Write only the number of lines in the records beneath that hold "Tailwind".

Extracted records:

_ _ _ _

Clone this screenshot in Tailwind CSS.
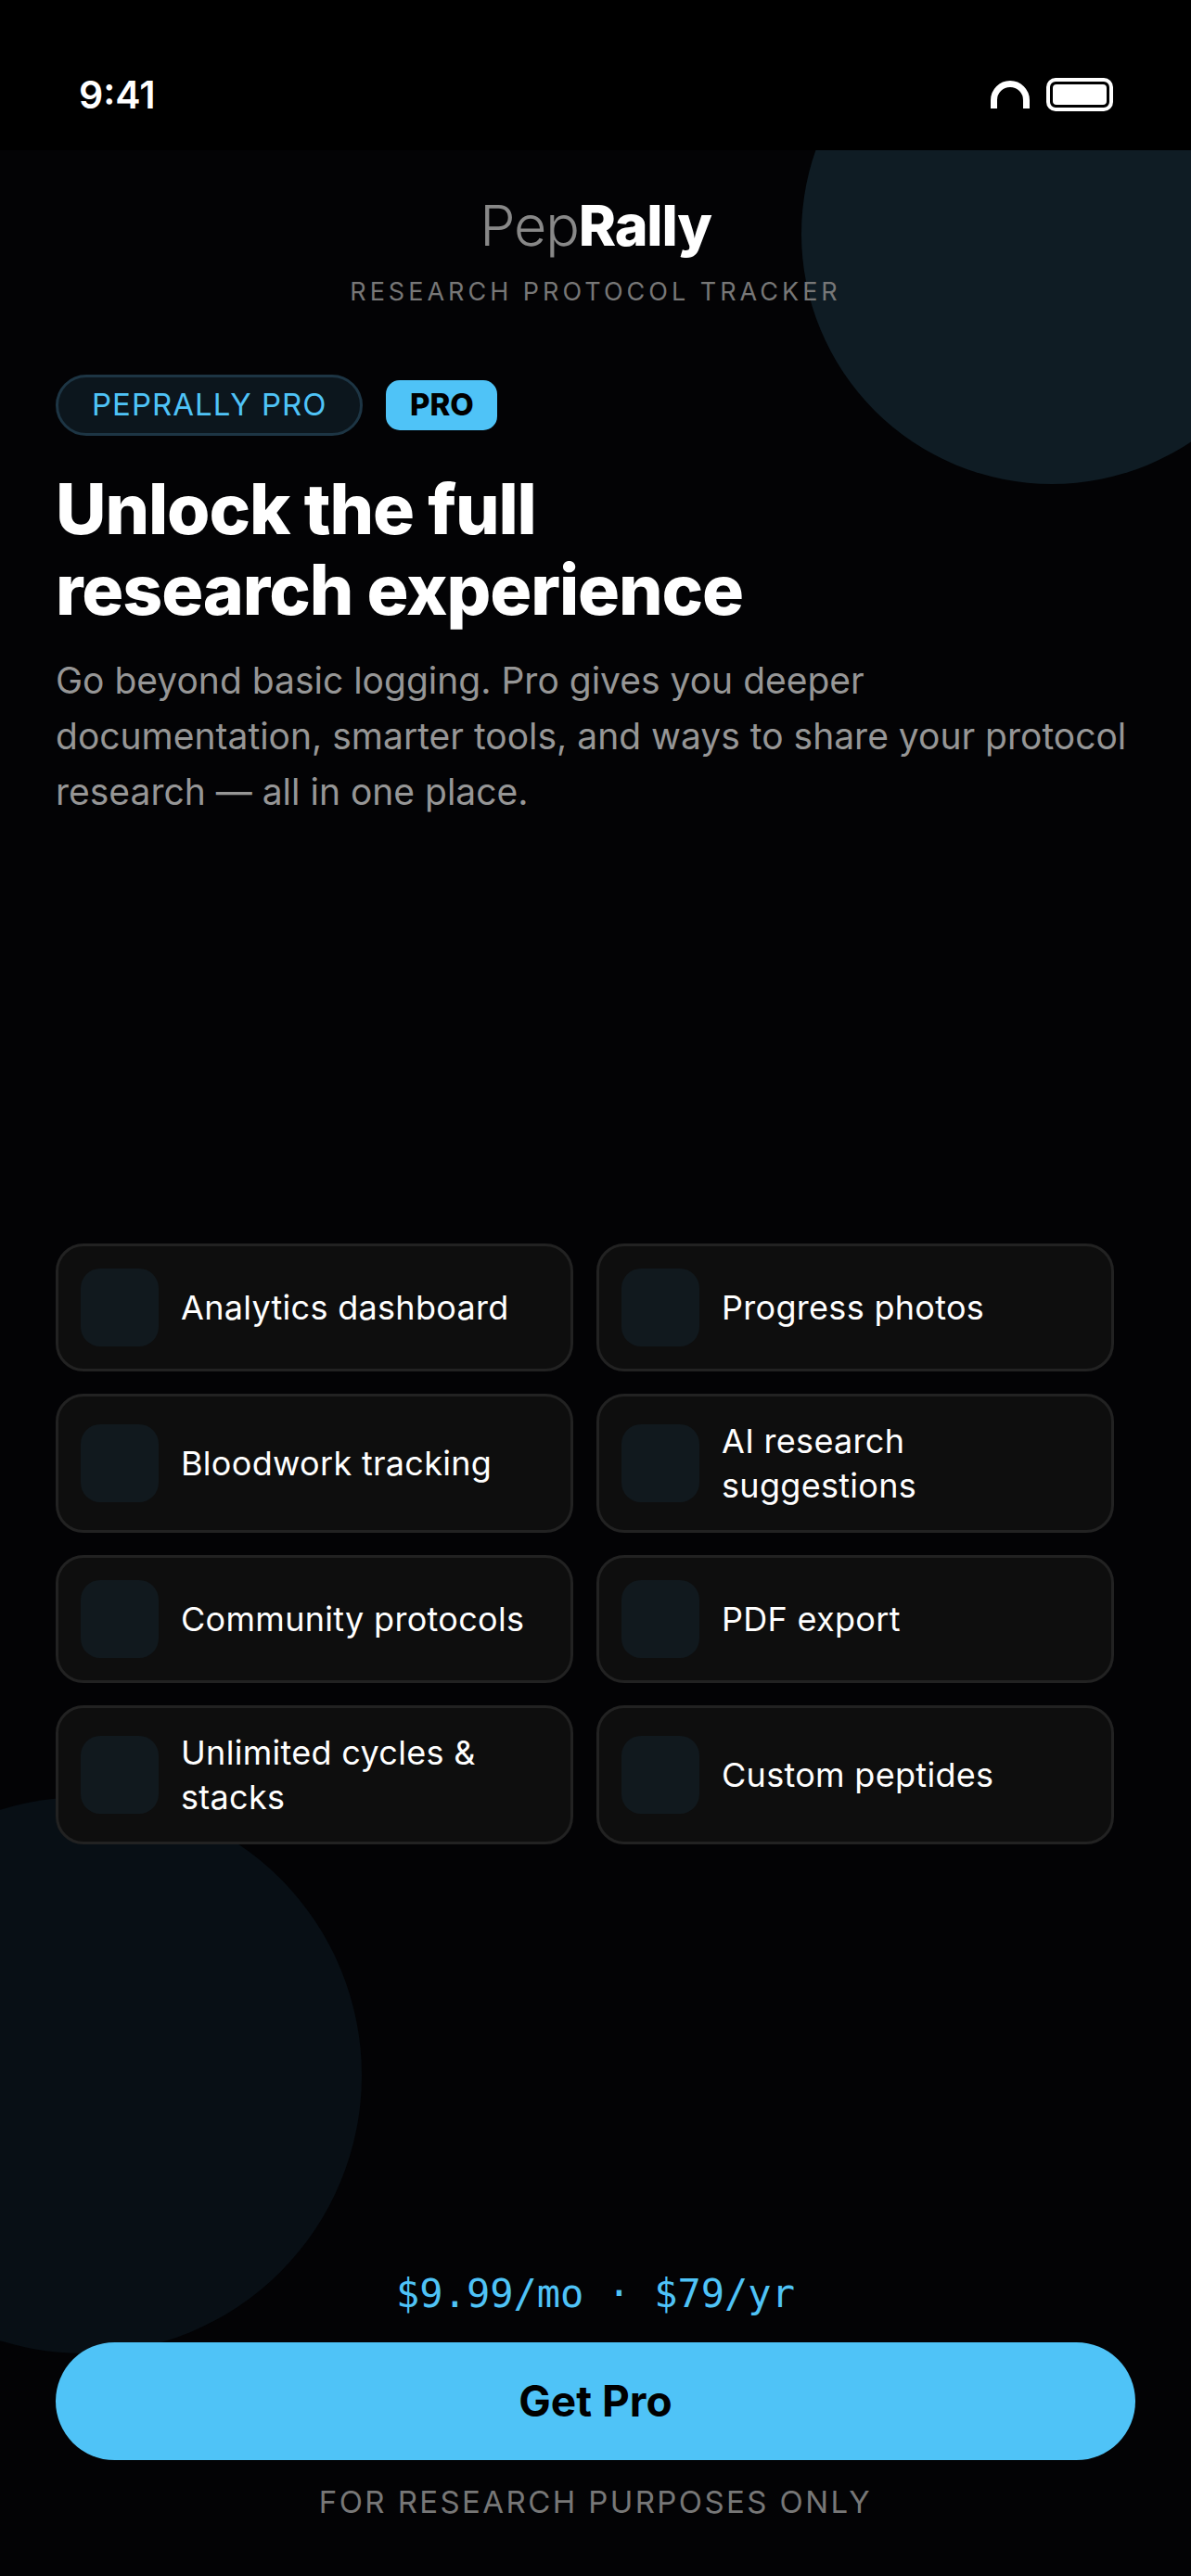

_ _ _ _

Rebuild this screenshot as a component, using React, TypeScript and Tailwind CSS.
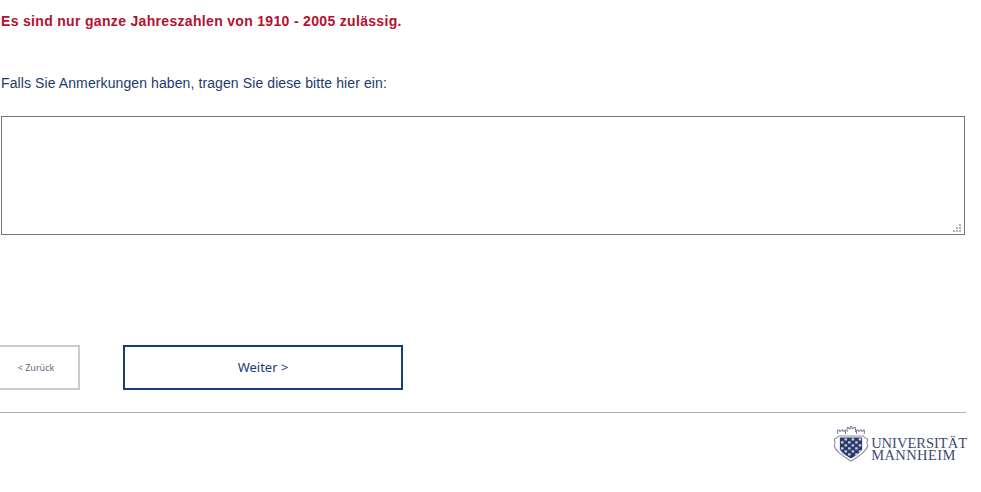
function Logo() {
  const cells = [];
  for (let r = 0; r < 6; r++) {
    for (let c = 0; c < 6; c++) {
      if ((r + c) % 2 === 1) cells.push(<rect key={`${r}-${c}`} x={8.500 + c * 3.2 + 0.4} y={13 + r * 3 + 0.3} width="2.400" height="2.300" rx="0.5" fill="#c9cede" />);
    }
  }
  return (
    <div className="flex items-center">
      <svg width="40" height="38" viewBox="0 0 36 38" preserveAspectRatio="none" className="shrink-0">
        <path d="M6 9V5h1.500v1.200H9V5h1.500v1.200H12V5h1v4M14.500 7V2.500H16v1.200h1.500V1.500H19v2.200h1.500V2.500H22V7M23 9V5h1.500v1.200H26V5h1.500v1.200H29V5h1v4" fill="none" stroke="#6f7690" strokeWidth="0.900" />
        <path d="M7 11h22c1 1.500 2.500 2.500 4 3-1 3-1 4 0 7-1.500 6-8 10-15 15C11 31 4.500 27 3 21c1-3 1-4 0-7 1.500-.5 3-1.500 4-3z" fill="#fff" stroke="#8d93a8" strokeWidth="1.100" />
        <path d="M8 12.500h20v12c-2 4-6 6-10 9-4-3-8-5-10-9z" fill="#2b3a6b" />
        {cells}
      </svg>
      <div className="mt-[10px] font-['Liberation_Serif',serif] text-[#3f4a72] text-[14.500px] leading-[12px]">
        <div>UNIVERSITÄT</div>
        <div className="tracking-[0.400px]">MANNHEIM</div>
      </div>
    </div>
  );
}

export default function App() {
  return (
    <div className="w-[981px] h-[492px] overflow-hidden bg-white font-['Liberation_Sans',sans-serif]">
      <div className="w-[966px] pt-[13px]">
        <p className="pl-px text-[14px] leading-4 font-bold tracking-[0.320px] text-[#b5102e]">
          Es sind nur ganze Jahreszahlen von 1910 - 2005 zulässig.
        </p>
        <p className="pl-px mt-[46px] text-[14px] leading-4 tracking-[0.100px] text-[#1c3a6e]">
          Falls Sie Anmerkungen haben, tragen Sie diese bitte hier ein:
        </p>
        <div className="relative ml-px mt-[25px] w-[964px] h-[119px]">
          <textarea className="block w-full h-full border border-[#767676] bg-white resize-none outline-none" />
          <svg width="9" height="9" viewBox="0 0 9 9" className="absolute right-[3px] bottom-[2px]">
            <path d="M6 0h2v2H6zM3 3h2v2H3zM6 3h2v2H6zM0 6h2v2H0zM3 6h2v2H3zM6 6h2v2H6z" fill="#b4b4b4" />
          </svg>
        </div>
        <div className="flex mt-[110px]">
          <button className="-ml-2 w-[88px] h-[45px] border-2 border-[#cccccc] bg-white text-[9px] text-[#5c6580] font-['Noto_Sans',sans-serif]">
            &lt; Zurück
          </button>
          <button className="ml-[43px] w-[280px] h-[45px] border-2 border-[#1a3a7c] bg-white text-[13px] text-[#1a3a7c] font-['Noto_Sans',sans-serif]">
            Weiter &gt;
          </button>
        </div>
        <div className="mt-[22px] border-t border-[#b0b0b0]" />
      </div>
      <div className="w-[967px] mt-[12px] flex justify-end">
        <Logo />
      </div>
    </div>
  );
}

_ _ _ _

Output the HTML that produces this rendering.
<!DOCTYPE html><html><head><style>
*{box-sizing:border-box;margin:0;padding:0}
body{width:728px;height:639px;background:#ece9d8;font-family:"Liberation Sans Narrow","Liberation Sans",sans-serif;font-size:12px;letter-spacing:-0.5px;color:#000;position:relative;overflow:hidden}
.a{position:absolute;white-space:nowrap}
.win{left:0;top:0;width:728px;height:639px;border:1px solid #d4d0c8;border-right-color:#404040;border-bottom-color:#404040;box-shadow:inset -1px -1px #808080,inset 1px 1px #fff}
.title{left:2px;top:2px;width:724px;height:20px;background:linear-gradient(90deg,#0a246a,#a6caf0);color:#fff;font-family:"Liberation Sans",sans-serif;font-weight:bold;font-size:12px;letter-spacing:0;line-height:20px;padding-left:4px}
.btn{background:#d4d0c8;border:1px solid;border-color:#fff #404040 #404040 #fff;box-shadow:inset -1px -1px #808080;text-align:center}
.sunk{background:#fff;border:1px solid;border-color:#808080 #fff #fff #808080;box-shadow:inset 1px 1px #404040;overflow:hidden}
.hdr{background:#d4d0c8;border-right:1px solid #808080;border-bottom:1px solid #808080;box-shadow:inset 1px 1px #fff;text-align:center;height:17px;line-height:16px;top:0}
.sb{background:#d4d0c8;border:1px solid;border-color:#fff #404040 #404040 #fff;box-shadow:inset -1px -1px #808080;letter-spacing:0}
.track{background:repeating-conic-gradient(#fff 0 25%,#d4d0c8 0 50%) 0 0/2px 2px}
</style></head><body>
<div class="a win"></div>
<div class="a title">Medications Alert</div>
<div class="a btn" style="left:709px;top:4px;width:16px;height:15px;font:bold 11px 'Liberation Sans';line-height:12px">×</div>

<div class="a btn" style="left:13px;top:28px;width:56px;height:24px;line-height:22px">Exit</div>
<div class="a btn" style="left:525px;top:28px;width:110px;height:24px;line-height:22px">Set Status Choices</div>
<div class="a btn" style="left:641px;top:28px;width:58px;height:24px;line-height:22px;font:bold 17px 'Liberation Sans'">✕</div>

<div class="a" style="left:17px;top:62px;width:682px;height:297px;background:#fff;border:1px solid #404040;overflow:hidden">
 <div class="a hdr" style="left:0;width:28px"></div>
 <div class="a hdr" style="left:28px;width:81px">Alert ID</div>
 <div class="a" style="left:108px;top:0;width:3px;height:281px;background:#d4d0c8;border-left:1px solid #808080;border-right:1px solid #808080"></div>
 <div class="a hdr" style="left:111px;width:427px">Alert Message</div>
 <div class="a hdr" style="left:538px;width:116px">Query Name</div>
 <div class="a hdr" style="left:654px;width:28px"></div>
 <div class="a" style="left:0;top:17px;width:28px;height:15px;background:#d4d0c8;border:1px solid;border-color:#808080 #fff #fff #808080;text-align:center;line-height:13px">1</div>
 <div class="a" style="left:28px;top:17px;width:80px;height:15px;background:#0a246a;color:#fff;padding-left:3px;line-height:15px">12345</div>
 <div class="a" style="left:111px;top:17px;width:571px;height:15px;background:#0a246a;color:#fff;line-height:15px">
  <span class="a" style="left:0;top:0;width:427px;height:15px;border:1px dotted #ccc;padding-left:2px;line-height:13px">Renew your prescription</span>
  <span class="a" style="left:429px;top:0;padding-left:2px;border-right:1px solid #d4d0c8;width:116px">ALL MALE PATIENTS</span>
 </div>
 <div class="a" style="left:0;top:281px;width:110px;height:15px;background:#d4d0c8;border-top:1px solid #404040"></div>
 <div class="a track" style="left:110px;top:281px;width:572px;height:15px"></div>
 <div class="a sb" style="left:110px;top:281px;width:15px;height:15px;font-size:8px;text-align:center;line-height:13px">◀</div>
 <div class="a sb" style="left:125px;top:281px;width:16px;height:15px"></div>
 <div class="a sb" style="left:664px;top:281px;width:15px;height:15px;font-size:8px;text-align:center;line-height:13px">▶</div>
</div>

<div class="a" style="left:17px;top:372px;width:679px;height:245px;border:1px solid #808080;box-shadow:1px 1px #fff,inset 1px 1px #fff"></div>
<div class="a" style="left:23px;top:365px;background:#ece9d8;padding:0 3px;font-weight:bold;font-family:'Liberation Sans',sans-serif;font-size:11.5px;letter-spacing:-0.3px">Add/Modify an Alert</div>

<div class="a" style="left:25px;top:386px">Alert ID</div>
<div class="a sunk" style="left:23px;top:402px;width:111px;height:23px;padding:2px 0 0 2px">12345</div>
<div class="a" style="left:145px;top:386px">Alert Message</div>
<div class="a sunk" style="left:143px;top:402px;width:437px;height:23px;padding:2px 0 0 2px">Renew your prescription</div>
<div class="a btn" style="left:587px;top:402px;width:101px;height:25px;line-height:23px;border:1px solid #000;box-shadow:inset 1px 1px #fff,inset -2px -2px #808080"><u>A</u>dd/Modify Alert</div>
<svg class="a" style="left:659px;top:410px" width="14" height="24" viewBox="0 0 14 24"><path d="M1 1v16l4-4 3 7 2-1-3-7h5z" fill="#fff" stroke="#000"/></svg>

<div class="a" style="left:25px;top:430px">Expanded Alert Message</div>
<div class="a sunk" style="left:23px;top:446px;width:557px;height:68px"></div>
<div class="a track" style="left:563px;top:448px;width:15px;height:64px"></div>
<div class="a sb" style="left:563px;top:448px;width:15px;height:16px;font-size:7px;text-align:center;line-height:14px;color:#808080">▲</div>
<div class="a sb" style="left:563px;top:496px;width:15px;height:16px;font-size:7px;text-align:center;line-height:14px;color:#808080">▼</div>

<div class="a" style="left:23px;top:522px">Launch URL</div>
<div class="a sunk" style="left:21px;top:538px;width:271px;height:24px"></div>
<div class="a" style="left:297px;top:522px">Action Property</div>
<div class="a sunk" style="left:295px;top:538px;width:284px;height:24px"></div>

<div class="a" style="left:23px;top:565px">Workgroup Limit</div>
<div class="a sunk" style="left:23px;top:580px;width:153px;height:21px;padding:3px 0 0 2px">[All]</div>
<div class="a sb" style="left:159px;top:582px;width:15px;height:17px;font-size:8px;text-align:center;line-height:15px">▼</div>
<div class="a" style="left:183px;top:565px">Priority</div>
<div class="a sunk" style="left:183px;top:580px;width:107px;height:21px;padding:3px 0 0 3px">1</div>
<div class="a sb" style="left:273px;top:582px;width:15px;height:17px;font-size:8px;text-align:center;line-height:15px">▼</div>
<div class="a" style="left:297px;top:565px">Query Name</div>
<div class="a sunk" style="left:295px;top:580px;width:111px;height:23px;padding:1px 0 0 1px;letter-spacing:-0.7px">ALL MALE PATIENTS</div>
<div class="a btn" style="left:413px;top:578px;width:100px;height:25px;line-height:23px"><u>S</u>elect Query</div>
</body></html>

_ _ _ _

Solution:
2